Born in Dublin on 30 November 1667, of English parents, Swift was the greatest satirist of his age. He was educated at Kilkenny College and Trinity College Dublin. He went to England in 1689 and became secretary to Sir William Temple at Moor Park, Farnham, Surrey; while there he met the young Esther Johnson, who, as `Stella', was to remain a close friend for life.

Ordained in the Church of Ireland in 1695, he was appointed curate at Kilroot, near Lame, Co. Antrim, where he stayed for just one year. His first major work, A Tale of a Tub (1704), was a satirical attack on `the Abuses and Corruptions in Learning and Religion'. Between 1699-1710 he was in London to represent the Church of Ireland seeking the relief from ecclesiastical taxes. From 1710 he was a close confidant of Harley and Bolingbroke, then at the centre of English political and literary life. He wrote propaganda for the Tory government. He was a founder-member of the Scriblerus Club with his friends Alexander Pope, John Arbuthnot and John Gay.

Swift did not get the position he sought, an English bishopric, but was made Dean of St Patrick's Cathedral, Dublin. Within six years, roused by the injustices in the relationship between England and Ireland, he took up his pen on the Irish side with such success that he became known as the 'Hibemian Patriot'. His Proposal for the Universal Use of Irish Manufacture (1720) urged the Irish people to boycott English goods, while The Draper's Letters urged them not to accept the new coinage imposed on them by the English government.

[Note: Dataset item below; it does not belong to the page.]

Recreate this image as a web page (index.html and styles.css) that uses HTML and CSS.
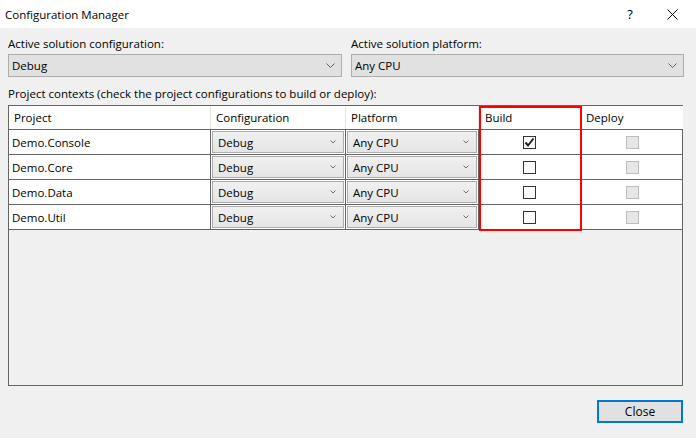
FILE: index.html
```html
<!DOCTYPE html>
<html>
<head>
<meta charset="utf-8">
<link rel="stylesheet" href="styles.css">
</head>
<body>
<div class="window">
  <div class="titlebar">
    <span class="title">Configuration Manager</span>
    <span class="tb-help">?</span>
    <span class="tb-close"><svg width="11" height="11" viewBox="0 0 11 11"><path d="M0.5 0.5 L10.5 10.5 M10.5 0.5 L0.5 10.5" stroke="#000" stroke-width="1" fill="none"/></svg></span>
  </div>
  <div class="content">
    <div class="selectors">
      <div class="field">
        <div class="label">Active solution configuration:</div>
        <div class="combo"><span>Debug</span><svg class="chev" width="9" height="5" viewBox="0 0 9 5"><path d="M0.5 0.5 L4.5 4.5 L8.5 0.5" stroke="#606060" fill="none"/></svg></div>
      </div>
      <div class="field">
        <div class="label">Active solution platform:</div>
        <div class="combo"><span>Any CPU</span><svg class="chev" width="9" height="5" viewBox="0 0 9 5"><path d="M0.5 0.5 L4.5 4.5 L8.5 0.5" stroke="#606060" fill="none"/></svg></div>
      </div>
    </div>
    <div class="label ctx">Project contexts (check the project configurations to build or deploy):</div>
    <div class="grid">
      <div class="row head">
        <div class="hc">Project</div>
        <div class="hc">Configuration</div>
        <div class="hc">Platform</div>
        <div class="hc">Build</div>
        <div class="hc last">Deploy</div>
      </div>
      <div class="row">
        <div class="c name">Demo.Console</div>
        <div class="c cb"><div class="gcombo"><span>Debug</span><svg class="gchev" width="6" height="4" viewBox="0 0 6 4"><path d="M0.5 0.5 L3 3 L5.5 0.5" stroke="#707070" fill="none"/></svg></div></div>
        <div class="c cb"><div class="gcombo"><span>Any CPU</span><svg class="gchev" width="6" height="4" viewBox="0 0 6 4"><path d="M0.5 0.5 L3 3 L5.5 0.5" stroke="#707070" fill="none"/></svg></div></div>
        <div class="c chk"><span class="box"><svg width="11" height="11" viewBox="0 0 11 11"><path d="M1.5 5.5 L4 8.5 L9.5 1.5" stroke="#222" stroke-width="2" fill="none"/></svg></span></div>
        <div class="c chk last"><span class="box dis"></span></div>
      </div>
      <div class="row">
        <div class="c name">Demo.Core</div>
        <div class="c cb"><div class="gcombo"><span>Debug</span><svg class="gchev" width="6" height="4" viewBox="0 0 6 4"><path d="M0.5 0.5 L3 3 L5.5 0.5" stroke="#707070" fill="none"/></svg></div></div>
        <div class="c cb"><div class="gcombo"><span>Any CPU</span><svg class="gchev" width="6" height="4" viewBox="0 0 6 4"><path d="M0.5 0.5 L3 3 L5.5 0.5" stroke="#707070" fill="none"/></svg></div></div>
        <div class="c chk"><span class="box"></span></div>
        <div class="c chk last"><span class="box dis"></span></div>
      </div>
      <div class="row">
        <div class="c name">Demo.Data</div>
        <div class="c cb"><div class="gcombo"><span>Debug</span><svg class="gchev" width="6" height="4" viewBox="0 0 6 4"><path d="M0.5 0.5 L3 3 L5.5 0.5" stroke="#707070" fill="none"/></svg></div></div>
        <div class="c cb"><div class="gcombo"><span>Any CPU</span><svg class="gchev" width="6" height="4" viewBox="0 0 6 4"><path d="M0.5 0.5 L3 3 L5.5 0.5" stroke="#707070" fill="none"/></svg></div></div>
        <div class="c chk"><span class="box"></span></div>
        <div class="c chk last"><span class="box dis"></span></div>
      </div>
      <div class="row">
        <div class="c name">Demo.Util</div>
        <div class="c cb"><div class="gcombo"><span>Debug</span><svg class="gchev" width="6" height="4" viewBox="0 0 6 4"><path d="M0.5 0.5 L3 3 L5.5 0.5" stroke="#707070" fill="none"/></svg></div></div>
        <div class="c cb"><div class="gcombo"><span>Any CPU</span><svg class="gchev" width="6" height="4" viewBox="0 0 6 4"><path d="M0.5 0.5 L3 3 L5.5 0.5" stroke="#707070" fill="none"/></svg></div></div>
        <div class="c chk"><span class="box"></span></div>
        <div class="c chk last"><span class="box dis"></span></div>
      </div>
      <div class="highlight"></div>
    </div>
    <div class="footer">
      <div class="btn">Close</div>
    </div>
  </div>
</div>
</body>
</html>
```

FILE: styles.css
```css
* { box-sizing: border-box; }
html, body { margin: 0; padding: 0; }
body {
  width: 696px;
  height: 438px;
  background: #f0f0f0;
  font-family: "Open Sans", "Noto Sans", sans-serif;
  font-size: 11.5px;
  color: #000;
  overflow: hidden;
}
.titlebar {
  height: 28px;
  background: #ffffff;
  display: flex;
  align-items: center;
}
.title {
  padding-left: 5px;
  font-size: 11.5px;
  flex: 1;
}
.tb-help {
  width: 16px;
  text-align: center;
  font-size: 13px;
  margin-right: 29px;
}
.tb-close {
  display: flex;
  margin-right: 18px;
}
.content {
  padding: 8px 13px 0 8px;
}
.selectors {
  display: grid;
  grid-template-columns: 334px 333px;
  column-gap: 9px;
}
.label {
  height: 16px;
  line-height: 16px;
  white-space: nowrap;
}
.combo {
  margin-top: 2px;
  height: 23px;
  background: #e1e1e1;
  border: 1px solid #adadad;
  display: flex;
  align-items: center;
  justify-content: space-between;
  padding: 0 6px 0 3px;
}
.chev { display: block; }
.ctx { margin-top: 9px; }
.grid {
  position: relative;
  margin-top: 3px;
  height: 281px;
  border: 1px solid #646464;
  background: #f0f0f0;
}
.row {
  display: grid;
  grid-template-columns: 202px 135px 133px 102px 102px;
  height: 25px;
  background: #fff;
  border-bottom: 1px solid #646464;
}
.row.head { height: 24px; }
.hc {
  padding-left: 5px;
  line-height: 23px;
  border-right: 1px solid #e5e5e5;
  background: #fff;
}
.hc:nth-child(4) { padding-left: 6px; }
.hc.last { border-right: none; }
.c {
  border-right: 1px solid #646464;
  display: flex;
  align-items: center;
}
.c.last { border-right: none; }
.name { padding-left: 3px; }
.cb { padding: 1px; }
.gcombo {
  width: 100%;
  height: 22px;
  border: 1px solid #acacac;
  background: linear-gradient(#f0f0f0, #e5e5e5);
  display: flex;
  align-items: center;
  justify-content: space-between;
  padding: 0 7px 0 5px;
}
.gchev { display: block; }
.chk { justify-content: center; }
.box {
  width: 13px;
  height: 13px;
  border: 1px solid #333;
  background: #fff;
  display: flex;
  align-items: center;
  justify-content: center;
}
.box.dis {
  border-color: #bcbcbc;
  background: #e6e6e6;
}
.highlight {
  position: absolute;
  left: 470px;
  top: 0;
  width: 103px;
  height: 125px;
  border: 2px solid #ff0000;
  pointer-events: none;
}
.footer {
  display: flex;
  justify-content: flex-end;
  margin-top: 14px;
}
.btn {
  width: 86px;
  height: 23px;
  border: 2px solid #0078d7;
  background: #e1e1e1;
  text-align: center;
  line-height: 19px;
  font-size: 12px;
}
```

During the 1720s and 30s Swift was the centre of a wide circle of Dublin wits and poets and authored many pamphlets. Much of his best verse dates from this time, particularly Verses on the Death of Dr Swift and The Legion Club, an attack on the corrupt Irish Parliament. He also wrote Gulliver's Travels (1726), the most challenging satire of the age. The 1720s also saw the death of 'Stella'.

From the late 1730s his health declined, he faded from the Dublin scene, and he died on 19 October 1745.